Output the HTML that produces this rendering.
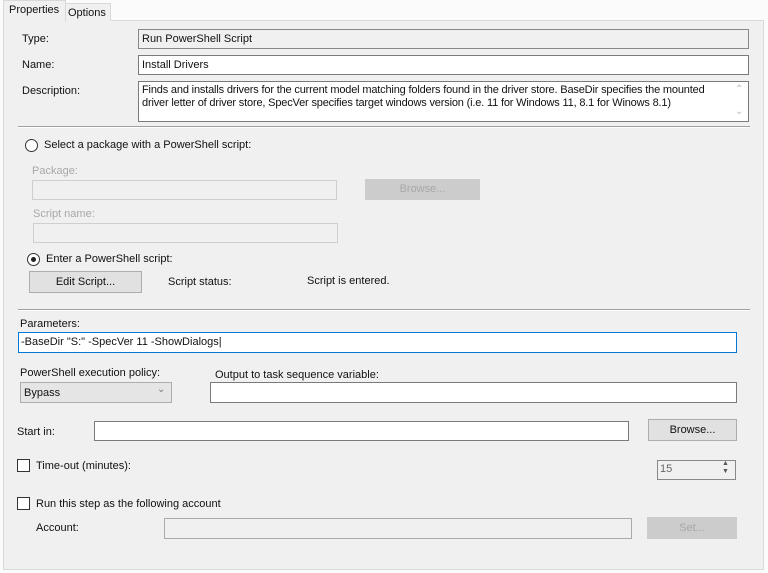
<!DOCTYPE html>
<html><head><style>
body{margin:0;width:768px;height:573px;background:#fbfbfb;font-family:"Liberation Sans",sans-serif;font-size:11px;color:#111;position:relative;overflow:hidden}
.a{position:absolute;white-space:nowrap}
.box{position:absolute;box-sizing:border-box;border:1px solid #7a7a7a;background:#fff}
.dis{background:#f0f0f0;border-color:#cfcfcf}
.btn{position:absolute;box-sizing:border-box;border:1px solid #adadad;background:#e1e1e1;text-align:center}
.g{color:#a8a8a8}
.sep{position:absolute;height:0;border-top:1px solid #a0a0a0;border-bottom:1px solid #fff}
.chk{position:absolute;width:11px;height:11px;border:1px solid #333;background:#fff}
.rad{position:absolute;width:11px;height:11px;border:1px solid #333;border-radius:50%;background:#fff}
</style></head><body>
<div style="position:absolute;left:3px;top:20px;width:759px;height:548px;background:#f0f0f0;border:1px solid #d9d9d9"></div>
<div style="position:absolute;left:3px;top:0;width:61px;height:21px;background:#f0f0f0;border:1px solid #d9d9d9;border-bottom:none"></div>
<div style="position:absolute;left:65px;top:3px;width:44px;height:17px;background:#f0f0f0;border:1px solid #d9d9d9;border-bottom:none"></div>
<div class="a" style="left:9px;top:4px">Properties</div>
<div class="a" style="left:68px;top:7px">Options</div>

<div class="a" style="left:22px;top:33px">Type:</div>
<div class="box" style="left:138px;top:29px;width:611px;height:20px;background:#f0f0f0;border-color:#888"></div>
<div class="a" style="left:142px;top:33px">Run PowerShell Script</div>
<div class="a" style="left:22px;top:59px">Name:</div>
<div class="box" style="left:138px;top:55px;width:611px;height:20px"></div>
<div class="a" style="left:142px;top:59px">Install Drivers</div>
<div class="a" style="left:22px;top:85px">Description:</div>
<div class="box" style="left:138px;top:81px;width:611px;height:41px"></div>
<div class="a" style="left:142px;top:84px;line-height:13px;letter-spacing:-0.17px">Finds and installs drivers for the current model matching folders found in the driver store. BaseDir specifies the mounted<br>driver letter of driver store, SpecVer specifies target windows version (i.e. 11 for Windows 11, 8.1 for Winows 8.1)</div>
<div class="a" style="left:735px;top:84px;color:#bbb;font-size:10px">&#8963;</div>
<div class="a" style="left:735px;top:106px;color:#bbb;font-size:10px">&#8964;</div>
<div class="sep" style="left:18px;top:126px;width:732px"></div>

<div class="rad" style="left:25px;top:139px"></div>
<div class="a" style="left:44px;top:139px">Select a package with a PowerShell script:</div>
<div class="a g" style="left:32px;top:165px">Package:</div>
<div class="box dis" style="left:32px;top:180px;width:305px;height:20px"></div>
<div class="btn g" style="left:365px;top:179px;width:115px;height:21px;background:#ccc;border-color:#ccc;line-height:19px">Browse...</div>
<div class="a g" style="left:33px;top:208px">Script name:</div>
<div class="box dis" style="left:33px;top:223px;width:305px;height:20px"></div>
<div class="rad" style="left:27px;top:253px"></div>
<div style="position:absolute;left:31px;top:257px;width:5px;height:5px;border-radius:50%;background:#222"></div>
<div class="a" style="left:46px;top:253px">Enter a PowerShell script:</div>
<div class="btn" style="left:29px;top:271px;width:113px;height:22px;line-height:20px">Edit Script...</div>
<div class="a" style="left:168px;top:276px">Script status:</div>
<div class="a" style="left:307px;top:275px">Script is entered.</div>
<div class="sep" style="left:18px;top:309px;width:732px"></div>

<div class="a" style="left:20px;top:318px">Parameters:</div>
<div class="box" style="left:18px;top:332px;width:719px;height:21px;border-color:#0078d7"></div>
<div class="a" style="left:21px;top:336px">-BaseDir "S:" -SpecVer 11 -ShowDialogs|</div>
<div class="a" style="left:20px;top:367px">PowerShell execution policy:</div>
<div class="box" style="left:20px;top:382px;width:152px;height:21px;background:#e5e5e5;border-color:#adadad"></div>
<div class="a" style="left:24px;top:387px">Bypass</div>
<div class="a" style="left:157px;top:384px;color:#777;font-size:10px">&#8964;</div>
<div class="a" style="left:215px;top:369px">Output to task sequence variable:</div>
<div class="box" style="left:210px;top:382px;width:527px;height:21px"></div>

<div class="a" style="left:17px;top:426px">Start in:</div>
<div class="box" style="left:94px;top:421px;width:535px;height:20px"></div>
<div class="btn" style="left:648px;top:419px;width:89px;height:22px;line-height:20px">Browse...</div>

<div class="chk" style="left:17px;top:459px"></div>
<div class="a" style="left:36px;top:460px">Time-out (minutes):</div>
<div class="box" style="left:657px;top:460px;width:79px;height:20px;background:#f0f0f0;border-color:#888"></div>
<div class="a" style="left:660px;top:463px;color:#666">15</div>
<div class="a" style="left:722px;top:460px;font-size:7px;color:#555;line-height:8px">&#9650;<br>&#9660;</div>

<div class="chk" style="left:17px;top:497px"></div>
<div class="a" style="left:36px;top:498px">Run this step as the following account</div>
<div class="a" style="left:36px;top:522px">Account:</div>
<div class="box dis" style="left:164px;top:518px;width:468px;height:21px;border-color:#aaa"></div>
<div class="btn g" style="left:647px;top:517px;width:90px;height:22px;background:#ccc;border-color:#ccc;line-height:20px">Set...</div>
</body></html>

────────────────

■ WHAT THE TASK ASKS
In this exercise, set down all of the data exactly, without the pictures.

■ SOLUTION TO THIS TASK
Output the HTML that produces this rendering.
<!DOCTYPE html>
<html><head><style>
body{margin:0;width:768px;height:573px;background:#fbfbfb;font-family:"Liberation Sans",sans-serif;font-size:11px;color:#111;position:relative;overflow:hidden}
.a{position:absolute;white-space:nowrap}
.box{position:absolute;box-sizing:border-box;border:1px solid #7a7a7a;background:#fff}
.dis{background:#f0f0f0;border-color:#cfcfcf}
.btn{position:absolute;box-sizing:border-box;border:1px solid #adadad;background:#e1e1e1;text-align:center}
.g{color:#a8a8a8}
.sep{position:absolute;height:0;border-top:1px solid #a0a0a0;border-bottom:1px solid #fff}
.chk{position:absolute;width:11px;height:11px;border:1px solid #333;background:#fff}
.rad{position:absolute;width:11px;height:11px;border:1px solid #333;border-radius:50%;background:#fff}
</style></head><body>
<div style="position:absolute;left:3px;top:20px;width:759px;height:548px;background:#f0f0f0;border:1px solid #d9d9d9"></div>
<div style="position:absolute;left:3px;top:0;width:61px;height:21px;background:#f0f0f0;border:1px solid #d9d9d9;border-bottom:none"></div>
<div style="position:absolute;left:65px;top:3px;width:44px;height:17px;background:#f0f0f0;border:1px solid #d9d9d9;border-bottom:none"></div>
<div class="a" style="left:9px;top:4px">Properties</div>
<div class="a" style="left:68px;top:7px">Options</div>

<div class="a" style="left:22px;top:33px">Type:</div>
<div class="box" style="left:138px;top:29px;width:611px;height:20px;background:#f0f0f0;border-color:#888"></div>
<div class="a" style="left:142px;top:33px">Run PowerShell Script</div>
<div class="a" style="left:22px;top:59px">Name:</div>
<div class="box" style="left:138px;top:55px;width:611px;height:20px"></div>
<div class="a" style="left:142px;top:59px">Install Drivers</div>
<div class="a" style="left:22px;top:85px">Description:</div>
<div class="box" style="left:138px;top:81px;width:611px;height:41px"></div>
<div class="a" style="left:142px;top:84px;line-height:13px;letter-spacing:-0.17px">Finds and installs drivers for the current model matching folders found in the driver store. BaseDir specifies the mounted<br>driver letter of driver store, SpecVer specifies target windows version (i.e. 11 for Windows 11, 8.1 for Winows 8.1)</div>
<div class="a" style="left:735px;top:84px;color:#bbb;font-size:10px">&#8963;</div>
<div class="a" style="left:735px;top:106px;color:#bbb;font-size:10px">&#8964;</div>
<div class="sep" style="left:18px;top:126px;width:732px"></div>

<div class="rad" style="left:25px;top:139px"></div>
<div class="a" style="left:44px;top:139px">Select a package with a PowerShell script:</div>
<div class="a g" style="left:32px;top:165px">Package:</div>
<div class="box dis" style="left:32px;top:180px;width:305px;height:20px"></div>
<div class="btn g" style="left:365px;top:179px;width:115px;height:21px;background:#ccc;border-color:#ccc;line-height:19px">Browse...</div>
<div class="a g" style="left:33px;top:208px">Script name:</div>
<div class="box dis" style="left:33px;top:223px;width:305px;height:20px"></div>
<div class="rad" style="left:27px;top:253px"></div>
<div style="position:absolute;left:31px;top:257px;width:5px;height:5px;border-radius:50%;background:#222"></div>
<div class="a" style="left:46px;top:253px">Enter a PowerShell script:</div>
<div class="btn" style="left:29px;top:271px;width:113px;height:22px;line-height:20px">Edit Script...</div>
<div class="a" style="left:168px;top:276px">Script status:</div>
<div class="a" style="left:307px;top:275px">Script is entered.</div>
<div class="sep" style="left:18px;top:309px;width:732px"></div>

<div class="a" style="left:20px;top:318px">Parameters:</div>
<div class="box" style="left:18px;top:332px;width:719px;height:21px;border-color:#0078d7"></div>
<div class="a" style="left:21px;top:336px">-BaseDir "S:" -SpecVer 11 -ShowDialogs|</div>
<div class="a" style="left:20px;top:367px">PowerShell execution policy:</div>
<div class="box" style="left:20px;top:382px;width:152px;height:21px;background:#e5e5e5;border-color:#adadad"></div>
<div class="a" style="left:24px;top:387px">Bypass</div>
<div class="a" style="left:157px;top:384px;color:#777;font-size:10px">&#8964;</div>
<div class="a" style="left:215px;top:369px">Output to task sequence variable:</div>
<div class="box" style="left:210px;top:382px;width:527px;height:21px"></div>

<div class="a" style="left:17px;top:426px">Start in:</div>
<div class="box" style="left:94px;top:421px;width:535px;height:20px"></div>
<div class="btn" style="left:648px;top:419px;width:89px;height:22px;line-height:20px">Browse...</div>

<div class="chk" style="left:17px;top:459px"></div>
<div class="a" style="left:36px;top:460px">Time-out (minutes):</div>
<div class="box" style="left:657px;top:460px;width:79px;height:20px;background:#f0f0f0;border-color:#888"></div>
<div class="a" style="left:660px;top:463px;color:#666">15</div>
<div class="a" style="left:722px;top:460px;font-size:7px;color:#555;line-height:8px">&#9650;<br>&#9660;</div>

<div class="chk" style="left:17px;top:497px"></div>
<div class="a" style="left:36px;top:498px">Run this step as the following account</div>
<div class="a" style="left:36px;top:522px">Account:</div>
<div class="box dis" style="left:164px;top:518px;width:468px;height:21px;border-color:#aaa"></div>
<div class="btn g" style="left:647px;top:517px;width:90px;height:22px;background:#ccc;border-color:#ccc;line-height:20px">Set...</div>
</body></html>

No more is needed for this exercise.